In my experience over the past 30 years as a councillor and so on, I have found that those who need legal aid most are those who come looking for it. Does the right hon. Gentleman agree that if we are not careful, the changes that the Government are proposing will lead to a two-tier system—one for those who can afford it and one for those who cannot?
I am sorry to say that that is exactly it. We are rapidly reaching that point, and one might argue that we are already there. Some people will get access and others will not, and that is abhorrent. We are all equal before the law, and are all entitled to equal access to the law and its procedures. It appears that these measures will definitely limit that scope. There will be law for some and not for others. I urge the Government again to look once more at the issue.
I will not go beyond the changes in family law today, for obvious reasons. The National Association of Guardians Ad Litem and Reporting Officers—if it does not know what it is talking about, nobody does—says that the changes are premature, that they have no sound evidence base and that children have not been considered as stakeholders for the purposes of the impact assessment.
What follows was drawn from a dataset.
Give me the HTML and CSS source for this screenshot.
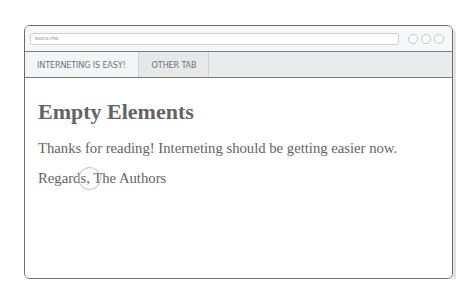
FILE: index.html
```html
<!DOCTYPE html>
<html lang="en">
<head>
    <meta charset="UTF-8">
    <title>Empty Elements</title>
    <link rel="stylesheet" href="styles.css">
</head>
<body>

    <div class="window">
        <!-- Title bar -->
        <div class="titlebar">
            <div class="address">BASICS.HTML</div>
            <span class="dot"></span>
            <span class="dot"></span>
            <span class="dot"></span>
        </div>

        <!-- Tabs -->
        <div class="tabs">
            <div class="tab active">INTERNETING IS EASY!</div>
            <div class="tab">OTHER TAB</div>
        </div>

        <!-- Page content -->
        <div class="content">
            <h1>Empty Elements</h1>
            <p>Thanks for reading! Interneting should be getting easier now.</p>
            <p>Regard<span class="mark">s,</span> The Authors</p>
        </div>
    </div>

</body>
</html>
```

FILE: styles.css
```css
/* Page */
body {
    margin: 0;
    background: white;
    font-family: "Liberation Serif", serif;
}

/* Browser window */
.window {
    width: 427px;
    height: 252px;
    margin: 25px 0 0 24px;
    border: 1.5px solid #6b6b6b;
    border-radius: 6px;
    box-shadow: 3px 3px 0 #e2e2e2;
    overflow: hidden;
    display: flex;
    flex-direction: column;
}

/* Title bar */
.titlebar {
    height: 25px;
    background: #f6f7f8;
    border-bottom: 1px solid #7a7a7a;
    display: flex;
    align-items: center;
    padding: 0 8px 0 5px;
    gap: 3px;
}

.address {
    flex: 1;
    height: 10px;
    background: white;
    border: 1px solid #d0d0d0;
    border-radius: 2px;
    margin-right: 6px;
    font-family: "DejaVu Sans Condensed", sans-serif;
    font-size: 4px;
    line-height: 10px;
    color: #888;
    padding-left: 4px;
}

.dot {
    width: 8px;
    height: 8px;
    border: 1px solid #c4c4c4;
    border-radius: 50%;
    background: white;
}

/* Tabs */
.tabs {
    height: 25px;
    background: #e9ebed;
    border-bottom: 1px solid #7a7a7a;
    display: flex;
}

.tab {
    padding: 0 12px 0 13px;
    display: flex;
    align-items: center;
    border-right: 1px solid #cfd2d5;
    font-family: "DejaVu Sans Condensed", sans-serif;
    font-size: 9px;
    letter-spacing: -0.15px;
    color: #707377;
    background: #e6e8ea;
}

.tab.active {
    background: #f4f5f6;
    padding-left: 12px;
}

/* Content */
.content {
    flex: 1;
    background: white;
    padding: 0 13px;
    color: #636363;
}

h1 {
    font-size: 22px;
    margin: 21px 0 0;
}

p {
    font-size: 14.7px;
    margin: 13px 0 0;
}

h1 + p {
    margin-top: 15px;
}

/* Circle drawn over "s," */
.mark {
    position: relative;
}

.mark::after {
    content: "";
    position: absolute;
    left: -2px;
    top: -3px;
    width: 21px;
    height: 21px;
    border: 1px solid #bdbdbd;
    border-radius: 50%;
}
```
In conclusion, I merely refer to page 71 of the Justice Committee’s report, the main part of which the hon. Member for South Swindon mentioned, about domestic violence as a criterion. In fairness to the Minister, he said when he came before the Committee that he would look at the issue again. With respect, he has had time to look at it again. Will he tell us today whether he has a better definition that will not work against the best interests of the children we are here to protect?